A third of councils have been forced to lay on ‘bulge’ reception classes this week to cope with a huge influx of new pupils – and it’s going to get worse.
Many primary pupils are being taught in temporary classrooms, with some schools renting space in empty offices – even a police station in one case. The problem has been caused by a baby boom, increasing immigration and families being unable to afford private education.
The Local Government Association (LGA) has warned that within two years almost half of England’s school districts will have more primary pupils than places, rising overall to two thirds by 2016, the BBC reports.

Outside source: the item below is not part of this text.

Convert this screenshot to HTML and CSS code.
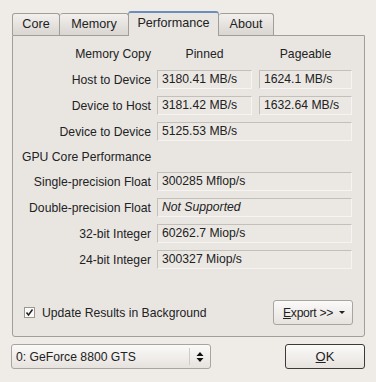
FILE: index.html
```html
<!DOCTYPE html>
<html lang="en">
<head>
    <meta charset="UTF-8">
    <title>CUDA-Z</title>
    <link rel="stylesheet" href="styles.css">
</head>
<body>
    <div class="dialog">
        <div class="tabs">
            <div class="tab first">Core</div>
            <div class="tab">Memory</div>
            <div class="tab active">Performance</div>
            <div class="tab">About</div>
        </div>

        <div class="panel">
            <div class="grid">
                <div class="label">Memory Copy</div>
                <div class="head">Pinned</div>
                <div class="head">Pageable</div>

                <div class="label">Host to Device</div>
                <div class="field">3180.41 MB/s</div>
                <div class="field">1624.1 MB/s</div>

                <div class="label">Device to Host</div>
                <div class="field">3181.42 MB/s</div>
                <div class="field">1632.64 MB/s</div>

                <div class="label">Device to Device</div>
                <div class="field wide">5125.53 MB/s</div>

                <div class="section">GPU Core Performance</div>

                <div class="label">Single-precision Float</div>
                <div class="field wide">300285 Mflop/s</div>

                <div class="label">Double-precision Float</div>
                <div class="field wide"><em>Not Supported</em></div>

                <div class="label">32-bit Integer</div>
                <div class="field wide">60262.7 Miop/s</div>

                <div class="label">24-bit Integer</div>
                <div class="field wide">300327 Miop/s</div>
            </div>

            <div class="panel-foot">
                <label class="check">
                    <span class="box">
                        <svg width="9" height="9" viewBox="0 0 9 9">
                            <path d="M1.5 4.5 L3.5 7 L7.5 1.5" fill="none" stroke="#222" stroke-width="1.5"/>
                        </svg>
                    </span>
                    Update Results in Background
                </label>
                <button class="btn export"><span class="export-text"><u>E</u>xport &gt;&gt;</span><span class="caret"></span></button>
            </div>
        </div>

        <div class="bottom">
            <div class="combo">
                <span class="combo-text">0: GeForce 8800 GTS</span>
                <span class="combo-arrows">
                    <svg width="8" height="12" viewBox="0 0 8 12">
                        <path d="M4 1 L7.5 5 L0.5 5 Z M0.5 7 L7.5 7 L4 11 Z" fill="#111"/>
                    </svg>
                </span>
            </div>
            <button class="btn ok"><u>O</u>K</button>
        </div>
    </div>
</body>
</html>
```

FILE: styles.css
```css
body {
    margin: 0;
    background: #efece8;
    font-family: "Liberation Sans", Arial, sans-serif;
    font-size: 12.2px;
    color: #222;
}

.dialog {
    width: 376px;
    height: 382px;
    padding: 11px 11px 0 12px;
    box-sizing: border-box;
}

/* tab strip */
.tabs {
    display: flex;
    align-items: flex-end;
    height: 24px;
    position: relative;
    z-index: 1;
}

.tab {
    height: 22px;
    box-sizing: border-box;
    line-height: 21px;
    border: 1px solid #a19d99;
    border-bottom: none;
    border-left: none;
    border-radius: 3px 3px 0 0;
    background: linear-gradient(#f2f0ed, #d9d5d1);
    text-align: center;
    font-size: 12.6px;
}

.tab.first {
    border-left: 1px solid #a19d99;
    width: 48px;
}

.tab:nth-child(2) {
    width: 69px;
}

.tab.active {
    width: 91px;
    height: 25px;
    margin-bottom: -1px;
    margin-left: -1px;
    line-height: 21px;
    background: #e9e6e2;
    border: 1px solid #a19d99;
    border-top: 2px solid #6a8fbd;
    border-bottom: none;
}

.tab:nth-child(4) {
    width: 55px;
}

/* panel */
.panel {
    height: 302px;
    box-sizing: border-box;
    border: 1px solid #a19d99;
    border-radius: 0 0 3px 3px;
    background: #e9e6e2;
    padding: 8px 11px 11px 9px;
    display: flex;
    flex-direction: column;
}

.grid {
    display: grid;
    grid-template-columns: 129px 95px 94px;
    grid-template-rows: repeat(4, 19px) 17px repeat(4, 19px);
    column-gap: 6px;
    row-gap: 7px;
    align-items: center;
}

.grid > :nth-child(3) {
    margin-left: 1px;
}

.label {
    text-align: right;
    white-space: nowrap;
}

.head {
    text-align: center;
}

.section {
    grid-column: 1 / 4;
}

.field {
    height: 19px;
    box-sizing: border-box;
    line-height: 17px;
    padding: 0 4px;
    background: #ebe8e4;
    border: 1px solid #c3bfbb;
    border-right-color: #f6f4f2;
    border-bottom-color: #f6f4f2;
    white-space: nowrap;
}

.field + .field {
    margin-left: 1px;
}

.field.wide {
    grid-column: 2 / 4;
}

.field em {
    font-style: italic;
}

.panel-foot {
    margin-top: auto;
    display: flex;
    justify-content: space-between;
    align-items: center;
    padding-left: 2px;
}

.check {
    display: flex;
    align-items: center;
    gap: 7px;
}

.box {
    width: 11px;
    height: 11px;
    box-sizing: border-box;
    border: 1px solid #9a9692;
    background: #fbfaf9;
    display: flex;
    align-items: center;
    justify-content: center;
}

.btn {
    font-family: inherit;
    font-size: 12.2px;
    color: #222;
    border-radius: 3px;
    background: linear-gradient(#fbfaf9, #e6e2de);
    padding: 0;
    white-space: nowrap;
}

.export {
    width: 80px;
    height: 25px;
    box-sizing: border-box;
    border: 1px solid #a8a4a0;
    display: flex;
    align-items: center;
    justify-content: space-between;
    padding: 0 7px 0 9px;
}

.export-text {
    letter-spacing: -0.3px;
}

.caret {
    width: 0;
    height: 0;
    border-left: 3px solid transparent;
    border-right: 3px solid transparent;
    border-top: 3px solid #222;
}

/* bottom row */
.bottom {
    display: flex;
    justify-content: space-between;
    margin-top: 7px;
    margin-left: -1px;
}

.combo {
    width: 200px;
    height: 25px;
    box-sizing: border-box;
    border: 1px solid #a8a4a0;
    border-radius: 3px;
    background: linear-gradient(#fbfaf9, #e6e2de);
    display: flex;
    align-items: center;
}

.combo-text {
    flex: 1;
    padding-left: 4px;
}

.combo-arrows {
    width: 20px;
    height: 17px;
    border-left: 1px solid #cfcbc7;
    display: flex;
    align-items: center;
    justify-content: center;
}

.ok {
    width: 80px;
    height: 25px;
    border: 1px solid #3c3a38;
    font-size: 13px;
}
```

The LGA warning comes as the government opens 93 free schools, making a total of 174 and providing 43,000 new school places. With free schools and academies being approved directly by the DfE, councils say that this limits their ability to plan strategically. The LGA also points out that the DfE using four different methods for funding school places since 2007 has led to a piecemeal approach and that in future funding should come from a single pot.
The government and the opposition are blaming each other for the crisis. Michael Gove claimed that the government has “taken swift action to repair the damage” left by Labour and accused Ed Miliband of being “too weak to stand up to the unions and back free schools”. Shadow education secretary Stephen Twigg blamed the Prime Minister: “In choosing to prioritise school capital funding in areas with surplus places through his free schools programme, David Cameron is showing he is out of touch with the needs of ordinary people by failing to meet the basic need for school places.”
Are you teaching in a ‘bulge’ reception class and if so what effect is it having on you and your pupils? Who’s to blame for the crisis?